Electricity Taxes and Surcharges
- Taxes on delivery charges
- Gas service type: residential.
- Gas rate type: 08701H Sales: This means your electricity supply is made by NYSEG. If you purchase gas from an ESCO it will be noted here
- Service from: same as for electricity.
- PoD ID: same as for electricity.
- Meter information: meter number, current and previous meter read date and ccf (unit of volume equal to 100 cubic feet) reading, and calculated amount of ccf and corresponding days. For the gas bill, 2 separate readings have been made: one for the last 17 days of January and one for the first 15 days of February. This was not done for the electricity bill since it was assumed by NYSEG that the customer's usage was the same every day, and therefore there was no need to count the January and February meter readings separately.
Natural Gas Delivery Charges
- Natural gas used (ccf): The ccf is a unit of volume equal to 100 cubic feet. Indeed, natural gas cannot be measured by a meter by its energy, but by its volume. The volume is then converted into energy. We know that 1 ccf will supply 1.0287 therms of energy, therefore we can calculate the energy consumed over the whole month.
- Basic service charge: For gas delivery the first 3 therms of gas are included in the basic service charge.
- Delivery charge: The delivery of the next 47 therms is priced at 52.9¢/therm. For the rest of the gas demanded (240.1 therms), the price is lower, 12¢/therm.
- Weather adjustment: Gas bills tend to vary more between cold and hot months. This charge balances gas bills during cold weather between October 1 and May 31: if temperatures during that time are colder than usual, customers are credited a weather adjustment. If temperatures are warmer than usual, customers are charged a weather adjustment.
- Research & development charge: Consistent with the PSC (Public Service Commission) order in Case 99-G-1369, NYSEG can charge a Research and Development Adjustment to provide funding for R&D programs. R&D funding obtained from this charge must be inferior or equal to $650,000 per year.
- Transition surcharge: Customers are billed the cost or benefit of NYSEG’s long-term gas supply contracts (may be positive or negative). This charge will not change whether you purchase your gas supply from NYSEG or from an alternate supplier (ESCO). This is the gas equivalent of the electric "Transition charge".
- Revenue decoupling mechanism: same as for electricity.
- NY state assessment: same as for electricity.
- SBC charge: System Benefits Charge: Pays for energy efficiency initiatives, education and outreach, R&D, and energy assistance for people with low-income.
Example of a 2014 NYSEG bill - page 4
Gas Service (continued)
Natural Gas Supply Charges:
- Supply charge - January: The market price of natural gas supply used during the January portion of the billing period. The price will therefore be the average market price over that period of time (the last 17 days of January, as indicated on the meter read information)

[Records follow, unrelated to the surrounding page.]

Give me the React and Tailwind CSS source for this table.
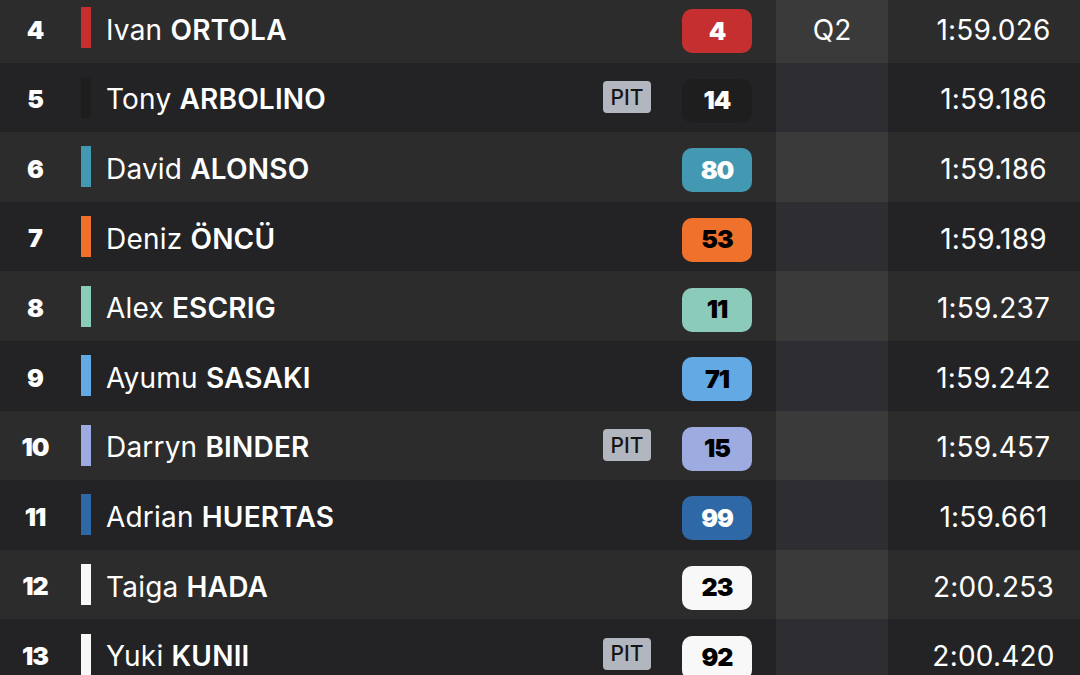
import React from "react";

const rows = [
  { pos: "4", first: "Ivan", last: "ORTOLA", num: "4", bar: "bg-[#c62f2f]", badge: "bg-[#c62f2f] text-white", pit: false, q: "Q2", time: "1:59.026" },
  { pos: "5", first: "Tony", last: "ARBOLINO", num: "14", bar: "bg-[#1e1e1f]", badge: "bg-[#1e1e1f] text-white", pit: true, q: "", time: "1:59.186" },
  { pos: "6", first: "David", last: "ALONSO", num: "80", bar: "bg-[#4499b2]", badge: "bg-[#4499b2] text-white", pit: false, q: "", time: "1:59.186" },
  { pos: "7", first: "Deniz", last: "ÖNCÜ", num: "53", bar: "bg-[#ef712b]", badge: "bg-[#ef712b] text-black", pit: false, q: "", time: "1:59.189" },
  { pos: "8", first: "Alex", last: "ESCRIG", num: "11", bar: "bg-[#8accb9]", badge: "bg-[#8accb9] text-black", pit: false, q: "", time: "1:59.237" },
  { pos: "9", first: "Ayumu", last: "SASAKI", num: "71", bar: "bg-[#63aae4]", badge: "bg-[#63aae4] text-black", pit: false, q: "", time: "1:59.242" },
  { pos: "10", first: "Darryn", last: "BINDER", num: "15", bar: "bg-[#9eabe0]", badge: "bg-[#9eabe0] text-black", pit: true, q: "", time: "1:59.457" },
  { pos: "11", first: "Adrian", last: "HUERTAS", num: "99", bar: "bg-[#2e68a6]", badge: "bg-[#2e68a6] text-white", pit: false, q: "", time: "1:59.661" },
  { pos: "12", first: "Taiga", last: "HADA", num: "23", bar: "bg-[#f8f8f8]", badge: "bg-[#f8f8f8] text-black", pit: false, q: "", time: "2:00.253" },
  { pos: "13", first: "Yuki", last: "KUNII", num: "92", bar: "bg-[#f8f8f8]", badge: "bg-[#f8f8f8] text-black", pit: true, q: "", time: "2:00.420" },
];

export default function App() {
  return (
    <div className="w-[1080px] h-[675px] overflow-hidden bg-[#232325] font-['Inter',sans-serif] text-white">
      <div className="-mt-[7px] flex flex-col">
        {rows.map((r, i) => {
          const light = i % 2 === 0;
          return (
            <div
              key={r.pos}
              className={`flex h-[69.6px] items-center ${light ? "bg-[#2c2c2c]" : "bg-[#232325]"}`}
            >
              <div className="w-[70px] shrink-0 text-center text-[25px] font-black tracking-[-1px] pt-[5px]">
                {r.pos}
              </div>
              <div className={`ml-[11px] w-[10px] h-[41px] shrink-0 ${r.bar}`} />
              <div className="ml-[15px] flex-1 min-w-0 pt-[4px] text-[28px] leading-none tracking-[0.2px] whitespace-nowrap">
                <span className="font-normal">{r.first} </span>
                <span className="font-semibold">{r.last}</span>
              </div>
              <div className="w-[48px] shrink-0 flex justify-center">
                {r.pit && (
                  <div className="w-[48px] h-[32px] rounded-[4px] bg-[#b2b7bf] text-[#151515] text-[21px] font-medium flex items-center justify-center">
                    PIT
                  </div>
                )}
              </div>
              <div
                className={`ml-[31px] mt-[7px] w-[70px] h-[44px] shrink-0 rounded-[10px] flex items-center justify-center text-[25px] font-black tracking-[-1px] ${r.badge}`}
              >
                {r.num}
              </div>
              <div
                className={`ml-[24px] w-[112px] shrink-0 h-full flex items-center justify-center pt-[4px] text-[28px] ${light ? "bg-[#3a3a3a]" : "bg-[#2e2d32]"}`}
              >
                {r.q}
              </div>
              <div className="w-[192px] shrink-0 pl-[19px] pt-[4px] text-center text-[28px] leading-none tracking-[0.2px]">
                {r.time}
              </div>
            </div>
          );
        })}
      </div>
    </div>
  );
}
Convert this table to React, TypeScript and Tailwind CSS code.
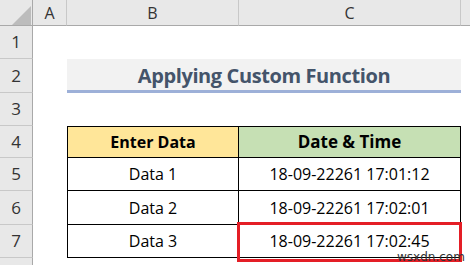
const rows = [
  { n: '5', data: 'Data 1', dt: '18-09-22261 17:01:12' },
  { n: '6', data: 'Data 2', dt: '18-09-22261 17:02:01' },
  { n: '7', data: 'Data 3', dt: '18-09-22261 17:02:45' },
];

function RowHead({ n }: { n: string }) {
  return (
    <div className="flex items-center justify-center border-r border-b border-r-[#a9a9a9] border-b-[#c8c8c8] bg-[#e8e8e8] text-[17px] text-[#333]">
      {n}
    </div>
  );
}

export default function App() {
  return (
    <div className="relative h-[265px] w-[470px] overflow-hidden bg-white font-['Open_Sans',sans-serif]">
      <div className="grid h-full grid-cols-[33px_34px_172px_222px_1fr] grid-rows-[26px_33px_34px_33px_32px_33px_34px_33px_1fr]">
        {/* column headers */}
        <div className="relative border-r border-b border-r-[#a9a9a9] border-b-[#a9a9a9] bg-[#e8e8e8]">
          <svg className="absolute left-[12px] top-[6px]" width="19" height="19" viewBox="0 0 19 19">
            <polygon points="19,0 19,19 0,19" fill="#bcbcbc" />
          </svg>
        </div>
        <div className="flex items-center justify-center border-r border-b border-r-[#c8c8c8] border-b-[#a9a9a9] bg-[#e8e8e8] text-[16px] text-[#333]">A</div>
        <div className="flex items-center justify-center border-r border-b border-r-[#c8c8c8] border-b-[#a9a9a9] bg-[#e8e8e8] text-[16px] text-[#333]">B</div>
        <div className="flex items-center justify-center border-r border-b border-r-[#c8c8c8] border-b-[#a9a9a9] bg-[#e8e8e8] text-[16px] text-[#333]">C</div>
        <div className="border-b border-b-[#a9a9a9] bg-[#e8e8e8]" />

        {/* row 1 */}
        <RowHead n="1" />
        <div className="col-span-4" />

        {/* row 2 - title */}
        <RowHead n="2" />
        <div />
        <div className="col-span-2 flex items-center justify-center border-b-[3px] border-b-[#9db0d8] bg-[#f2f2f2] pt-[2px] text-[20px] font-bold tracking-[-0.4px] text-[#44546a]">
          Applying Custom Function
        </div>
        <div />

        {/* row 3 */}
        <RowHead n="3" />
        <div className="col-span-4" />

        {/* row 4 - table header */}
        <RowHead n="4" />
        <div />
        <div className="flex items-center justify-center border border-black bg-[#ffe699] text-[16px] font-bold text-black">
          Enter Data
        </div>
        <div className="flex items-center justify-center border-y border-r border-black bg-[#c6e0b4] text-[17px] font-bold text-black">
          Date &amp; Time
        </div>
        <div />

        {rows.map((r) => (
          <div key={r.n} className="contents">
            <RowHead n={r.n} />
            <div />
            <div className="flex items-center justify-center border-x border-b border-black text-[16px] text-black">
              {r.data}
            </div>
            <div className="flex items-center justify-center border-r border-b border-black text-[16px] leading-[20px] text-black">
              {r.dt}
            </div>
            <div />
          </div>
        ))}

        {/* row 8 */}
        <div className="border-r border-r-[#a9a9a9] bg-[#e8e8e8]" />
        <div className="col-span-4" />
      </div>

      {/* highlight around C7 */}
      <div className="absolute left-[237px] top-[222px] z-10 h-[40px] w-[225px] border-[3px] border-[#e41e26]" />

      <div className="absolute left-[396px] top-[251px] z-20 px-[1px] text-[12px] leading-[12px] text-[#333] font-['DejaVu_Sans',sans-serif]">
        wsxdn.com
      </div>
    </div>
  );
}
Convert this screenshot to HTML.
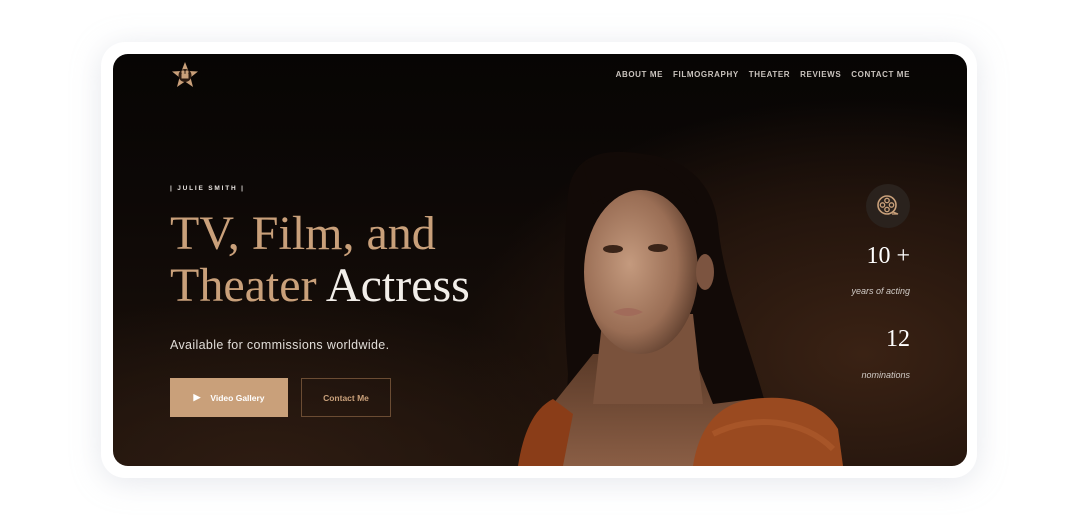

- Supply charge - February: The February portion of the supply charge.
- Merchant function charge: As for electricity, it is a charge for NYSEG's cost to procure the gas supply, (and to transport it to NYSEG's transmission & distribution system). NYSEG will not bill you this charge if you choose an alternate supplier (ESCO). As described above, the merchant function charge is not the same every month, therefore it is divided between the January and the February cost pro rata of the amount of days.
- Natural Gas Taxes and Surcharges: State taxes applied to the delivery of the gas.
Usage Chart Information
This section will display charts of your historic electricity and gas usage. This enables you to better understand your own usage, and how to manage it.
Example of a 2014 NYSEG bill - page 5
This pages gives you a definition of parts of your bill.